Na prática, o que os moradores perceberam é que a ocupação de espaços públicos é uma das formas de promover-se segurança e qualidade de vida. Muito antes da feira, a propósito, grupos de exercícios ao ar livre, feijoadas e outros eventos comunitários foram criados. Mas a feira tema frequência semanal já definida e dá vida à praça.

Moradora do bairro há 28 anos, a assistente social Leiner Teruya foi uma das que decidiu sair de casa. Na noite de quarta, ela levou toda a família para a feira, onde comeram pastel, sobá, conversaram entre si e reencontraram amigos de longa data. “Encontrei tanta gente querida que não via há tanto tempo! Foi muito legal, muito bacana. Pessoas que eu conhecia de ‘bom dia', ‘boa noite', pude conversar com elas. Trouxe minha família, estamos ali naquela mesa grande”, disse. “A gente deu um passo grande, saímos do virtual e voltamos a fazer esses encontros cara a cara, para ocupar os espaços. Isso é muito positivo, é vida em comunidade”, comenta.

Feira também teve roupas, DVDs e brinquedos / GC

O que está acontecendo aqui é um exercício de cidadania e democracia.
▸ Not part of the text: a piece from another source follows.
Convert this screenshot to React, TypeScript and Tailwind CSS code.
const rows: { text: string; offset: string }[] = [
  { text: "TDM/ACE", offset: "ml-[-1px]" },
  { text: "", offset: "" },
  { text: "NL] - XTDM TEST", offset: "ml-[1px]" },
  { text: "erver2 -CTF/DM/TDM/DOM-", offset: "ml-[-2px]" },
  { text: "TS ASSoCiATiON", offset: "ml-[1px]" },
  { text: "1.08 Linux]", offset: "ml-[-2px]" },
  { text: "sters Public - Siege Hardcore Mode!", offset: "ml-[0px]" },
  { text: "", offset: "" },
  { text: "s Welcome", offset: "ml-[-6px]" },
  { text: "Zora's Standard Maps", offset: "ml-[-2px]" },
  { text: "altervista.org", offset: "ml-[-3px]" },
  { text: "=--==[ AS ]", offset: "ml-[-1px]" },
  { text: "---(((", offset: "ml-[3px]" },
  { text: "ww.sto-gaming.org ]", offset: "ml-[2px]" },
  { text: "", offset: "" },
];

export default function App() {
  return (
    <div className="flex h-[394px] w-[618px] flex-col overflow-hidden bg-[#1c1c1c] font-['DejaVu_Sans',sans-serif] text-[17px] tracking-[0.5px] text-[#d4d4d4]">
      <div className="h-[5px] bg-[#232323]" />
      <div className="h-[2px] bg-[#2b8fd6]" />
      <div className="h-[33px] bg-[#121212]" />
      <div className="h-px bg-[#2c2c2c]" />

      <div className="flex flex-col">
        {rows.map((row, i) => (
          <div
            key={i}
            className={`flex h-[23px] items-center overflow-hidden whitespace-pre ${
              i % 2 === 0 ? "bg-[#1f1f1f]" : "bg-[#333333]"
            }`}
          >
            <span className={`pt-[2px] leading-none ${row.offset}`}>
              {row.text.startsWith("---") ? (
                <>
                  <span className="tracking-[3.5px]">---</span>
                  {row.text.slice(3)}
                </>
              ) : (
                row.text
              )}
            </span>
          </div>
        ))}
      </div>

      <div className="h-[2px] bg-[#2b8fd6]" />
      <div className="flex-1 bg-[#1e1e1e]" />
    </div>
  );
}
São pessoas reunidas em prol do bem comum, em busca da qualidade de vida, que saem das casas onde vivem e vão ocupar os espaços. Esta praça é nossa, foi feita para que a comunidade se encontrasse aqui e é o que estamos fazendo”, comenta o oficial militar Alírio Vilasanti, que estava em viagem durante o dia e, mesmo cansado, fez questão de passar pela praça. “Vim prestigiar a iniciativa, reencontrar amigos. Estou feliz de ver todo mundo aqui”.

A feira agradou também quem veio de fora para faturar com a ideia, claro, como Eliana Caramalac, feirante há 23 anos. “O movimento foi bom, é um pessoal muito educado e atencioso. O clima é alegre. Valeu a pena a gente ter aberto mão de participar de uma feira em outro bairro para vir para cá”, conclui.

A feira do Cidade Jardim acontece às quartas-feiras, das 16h às 21h, na praça Elói de Lima.